▸ MATERIAL PROVIDED:
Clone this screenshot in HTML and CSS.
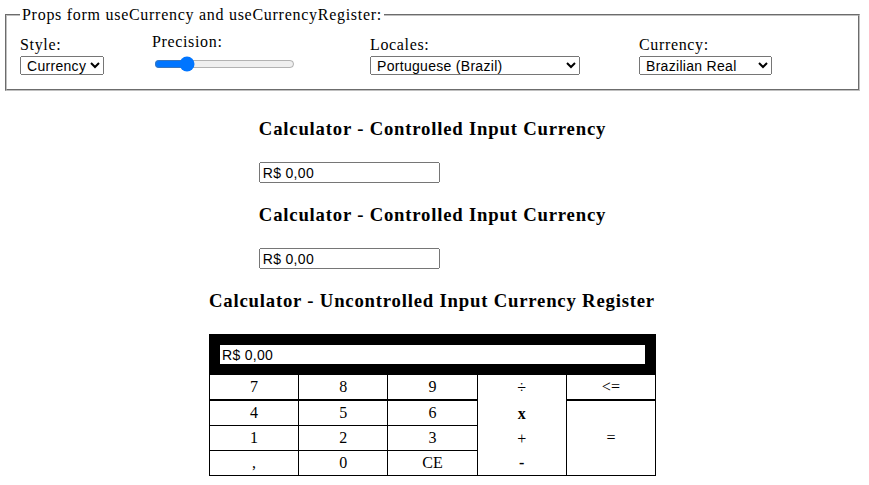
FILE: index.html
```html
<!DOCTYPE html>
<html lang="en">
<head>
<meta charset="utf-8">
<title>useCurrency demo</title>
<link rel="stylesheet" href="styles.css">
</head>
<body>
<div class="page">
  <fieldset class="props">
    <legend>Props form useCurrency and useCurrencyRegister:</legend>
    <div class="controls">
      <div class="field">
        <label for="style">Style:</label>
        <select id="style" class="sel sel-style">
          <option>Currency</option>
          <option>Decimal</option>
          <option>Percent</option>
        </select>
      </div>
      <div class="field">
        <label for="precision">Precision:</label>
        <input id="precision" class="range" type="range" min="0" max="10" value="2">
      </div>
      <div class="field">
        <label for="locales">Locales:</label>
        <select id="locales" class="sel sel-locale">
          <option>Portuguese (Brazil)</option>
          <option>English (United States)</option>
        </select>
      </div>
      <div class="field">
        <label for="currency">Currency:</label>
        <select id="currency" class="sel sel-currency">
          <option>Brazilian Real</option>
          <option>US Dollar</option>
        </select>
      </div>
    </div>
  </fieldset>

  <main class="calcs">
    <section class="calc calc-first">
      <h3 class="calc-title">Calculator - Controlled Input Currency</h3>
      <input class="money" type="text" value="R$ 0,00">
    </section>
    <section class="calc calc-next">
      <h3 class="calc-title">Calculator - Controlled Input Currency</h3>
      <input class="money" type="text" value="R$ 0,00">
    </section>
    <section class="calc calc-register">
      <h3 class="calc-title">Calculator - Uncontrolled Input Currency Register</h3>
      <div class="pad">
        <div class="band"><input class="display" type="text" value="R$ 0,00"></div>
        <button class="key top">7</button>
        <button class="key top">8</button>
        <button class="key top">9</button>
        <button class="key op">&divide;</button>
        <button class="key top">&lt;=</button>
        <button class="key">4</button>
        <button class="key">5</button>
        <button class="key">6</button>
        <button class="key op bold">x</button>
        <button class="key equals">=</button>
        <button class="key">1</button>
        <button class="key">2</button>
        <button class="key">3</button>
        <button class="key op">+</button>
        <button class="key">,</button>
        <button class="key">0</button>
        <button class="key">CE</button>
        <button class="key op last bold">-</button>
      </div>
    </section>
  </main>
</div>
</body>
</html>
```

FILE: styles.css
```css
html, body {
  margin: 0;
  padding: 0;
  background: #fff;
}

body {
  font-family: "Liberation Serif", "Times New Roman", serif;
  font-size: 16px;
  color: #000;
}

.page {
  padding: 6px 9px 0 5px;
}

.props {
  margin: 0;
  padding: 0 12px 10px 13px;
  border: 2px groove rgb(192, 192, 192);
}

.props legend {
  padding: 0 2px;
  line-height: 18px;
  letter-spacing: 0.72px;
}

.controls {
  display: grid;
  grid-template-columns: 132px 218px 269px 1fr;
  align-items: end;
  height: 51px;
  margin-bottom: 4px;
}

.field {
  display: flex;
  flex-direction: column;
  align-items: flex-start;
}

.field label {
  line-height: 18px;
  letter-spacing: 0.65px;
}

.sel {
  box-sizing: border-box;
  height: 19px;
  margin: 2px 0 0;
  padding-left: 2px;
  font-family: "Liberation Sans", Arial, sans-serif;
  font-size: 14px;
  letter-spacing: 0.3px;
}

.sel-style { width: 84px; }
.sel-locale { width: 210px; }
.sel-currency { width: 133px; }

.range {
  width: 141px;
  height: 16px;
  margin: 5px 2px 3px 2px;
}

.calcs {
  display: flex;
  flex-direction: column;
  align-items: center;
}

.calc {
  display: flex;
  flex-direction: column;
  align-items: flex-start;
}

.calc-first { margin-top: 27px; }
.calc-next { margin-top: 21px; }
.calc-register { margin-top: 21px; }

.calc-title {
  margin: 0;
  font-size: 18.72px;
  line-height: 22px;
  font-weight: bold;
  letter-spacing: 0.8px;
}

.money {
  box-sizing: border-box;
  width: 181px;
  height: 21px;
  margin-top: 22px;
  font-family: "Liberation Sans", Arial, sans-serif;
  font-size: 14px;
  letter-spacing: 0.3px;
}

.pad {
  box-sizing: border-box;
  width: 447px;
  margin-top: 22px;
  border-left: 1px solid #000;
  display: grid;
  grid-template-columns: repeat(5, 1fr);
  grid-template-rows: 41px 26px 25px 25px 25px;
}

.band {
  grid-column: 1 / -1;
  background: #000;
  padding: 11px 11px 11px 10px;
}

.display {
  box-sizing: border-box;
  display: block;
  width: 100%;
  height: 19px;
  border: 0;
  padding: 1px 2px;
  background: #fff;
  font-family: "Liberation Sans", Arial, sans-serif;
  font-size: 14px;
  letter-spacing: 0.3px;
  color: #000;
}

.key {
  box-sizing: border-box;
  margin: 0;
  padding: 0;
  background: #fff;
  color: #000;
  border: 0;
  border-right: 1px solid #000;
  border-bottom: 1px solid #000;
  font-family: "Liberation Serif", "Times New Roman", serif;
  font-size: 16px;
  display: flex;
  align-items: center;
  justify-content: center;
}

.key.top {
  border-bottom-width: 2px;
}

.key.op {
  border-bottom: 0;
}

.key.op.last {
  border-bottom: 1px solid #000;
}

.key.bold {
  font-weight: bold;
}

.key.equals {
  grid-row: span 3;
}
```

▸ PROBLEM TO SOLVE:
Repeat the data in full and exactly. Omit pictures.

▸ THE REPLY:
Clone this screenshot in HTML and CSS.
FILE: index.html
```html
<!DOCTYPE html>
<html lang="en">
<head>
<meta charset="utf-8">
<title>useCurrency demo</title>
<link rel="stylesheet" href="styles.css">
</head>
<body>
<div class="page">
  <fieldset class="props">
    <legend>Props form useCurrency and useCurrencyRegister:</legend>
    <div class="controls">
      <div class="field">
        <label for="style">Style:</label>
        <select id="style" class="sel sel-style">
          <option>Currency</option>
          <option>Decimal</option>
          <option>Percent</option>
        </select>
      </div>
      <div class="field">
        <label for="precision">Precision:</label>
        <input id="precision" class="range" type="range" min="0" max="10" value="2">
      </div>
      <div class="field">
        <label for="locales">Locales:</label>
        <select id="locales" class="sel sel-locale">
          <option>Portuguese (Brazil)</option>
          <option>English (United States)</option>
        </select>
      </div>
      <div class="field">
        <label for="currency">Currency:</label>
        <select id="currency" class="sel sel-currency">
          <option>Brazilian Real</option>
          <option>US Dollar</option>
        </select>
      </div>
    </div>
  </fieldset>

  <main class="calcs">
    <section class="calc calc-first">
      <h3 class="calc-title">Calculator - Controlled Input Currency</h3>
      <input class="money" type="text" value="R$ 0,00">
    </section>
    <section class="calc calc-next">
      <h3 class="calc-title">Calculator - Controlled Input Currency</h3>
      <input class="money" type="text" value="R$ 0,00">
    </section>
    <section class="calc calc-register">
      <h3 class="calc-title">Calculator - Uncontrolled Input Currency Register</h3>
      <div class="pad">
        <div class="band"><input class="display" type="text" value="R$ 0,00"></div>
        <button class="key top">7</button>
        <button class="key top">8</button>
        <button class="key top">9</button>
        <button class="key op">&divide;</button>
        <button class="key top">&lt;=</button>
        <button class="key">4</button>
        <button class="key">5</button>
        <button class="key">6</button>
        <button class="key op bold">x</button>
        <button class="key equals">=</button>
        <button class="key">1</button>
        <button class="key">2</button>
        <button class="key">3</button>
        <button class="key op">+</button>
        <button class="key">,</button>
        <button class="key">0</button>
        <button class="key">CE</button>
        <button class="key op last bold">-</button>
      </div>
    </section>
  </main>
</div>
</body>
</html>
```

FILE: styles.css
```css
html, body {
  margin: 0;
  padding: 0;
  background: #fff;
}

body {
  font-family: "Liberation Serif", "Times New Roman", serif;
  font-size: 16px;
  color: #000;
}

.page {
  padding: 6px 9px 0 5px;
}

.props {
  margin: 0;
  padding: 0 12px 10px 13px;
  border: 2px groove rgb(192, 192, 192);
}

.props legend {
  padding: 0 2px;
  line-height: 18px;
  letter-spacing: 0.72px;
}

.controls {
  display: grid;
  grid-template-columns: 132px 218px 269px 1fr;
  align-items: end;
  height: 51px;
  margin-bottom: 4px;
}

.field {
  display: flex;
  flex-direction: column;
  align-items: flex-start;
}

.field label {
  line-height: 18px;
  letter-spacing: 0.65px;
}

.sel {
  box-sizing: border-box;
  height: 19px;
  margin: 2px 0 0;
  padding-left: 2px;
  font-family: "Liberation Sans", Arial, sans-serif;
  font-size: 14px;
  letter-spacing: 0.3px;
}

.sel-style { width: 84px; }
.sel-locale { width: 210px; }
.sel-currency { width: 133px; }

.range {
  width: 141px;
  height: 16px;
  margin: 5px 2px 3px 2px;
}

.calcs {
  display: flex;
  flex-direction: column;
  align-items: center;
}

.calc {
  display: flex;
  flex-direction: column;
  align-items: flex-start;
}

.calc-first { margin-top: 27px; }
.calc-next { margin-top: 21px; }
.calc-register { margin-top: 21px; }

.calc-title {
  margin: 0;
  font-size: 18.72px;
  line-height: 22px;
  font-weight: bold;
  letter-spacing: 0.8px;
}

.money {
  box-sizing: border-box;
  width: 181px;
  height: 21px;
  margin-top: 22px;
  font-family: "Liberation Sans", Arial, sans-serif;
  font-size: 14px;
  letter-spacing: 0.3px;
}

.pad {
  box-sizing: border-box;
  width: 447px;
  margin-top: 22px;
  border-left: 1px solid #000;
  display: grid;
  grid-template-columns: repeat(5, 1fr);
  grid-template-rows: 41px 26px 25px 25px 25px;
}

.band {
  grid-column: 1 / -1;
  background: #000;
  padding: 11px 11px 11px 10px;
}

.display {
  box-sizing: border-box;
  display: block;
  width: 100%;
  height: 19px;
  border: 0;
  padding: 1px 2px;
  background: #fff;
  font-family: "Liberation Sans", Arial, sans-serif;
  font-size: 14px;
  letter-spacing: 0.3px;
  color: #000;
}

.key {
  box-sizing: border-box;
  margin: 0;
  padding: 0;
  background: #fff;
  color: #000;
  border: 0;
  border-right: 1px solid #000;
  border-bottom: 1px solid #000;
  font-family: "Liberation Serif", "Times New Roman", serif;
  font-size: 16px;
  display: flex;
  align-items: center;
  justify-content: center;
}

.key.top {
  border-bottom-width: 2px;
}

.key.op {
  border-bottom: 0;
}

.key.op.last {
  border-bottom: 1px solid #000;
}

.key.bold {
  font-weight: bold;
}

.key.equals {
  grid-row: span 3;
}
```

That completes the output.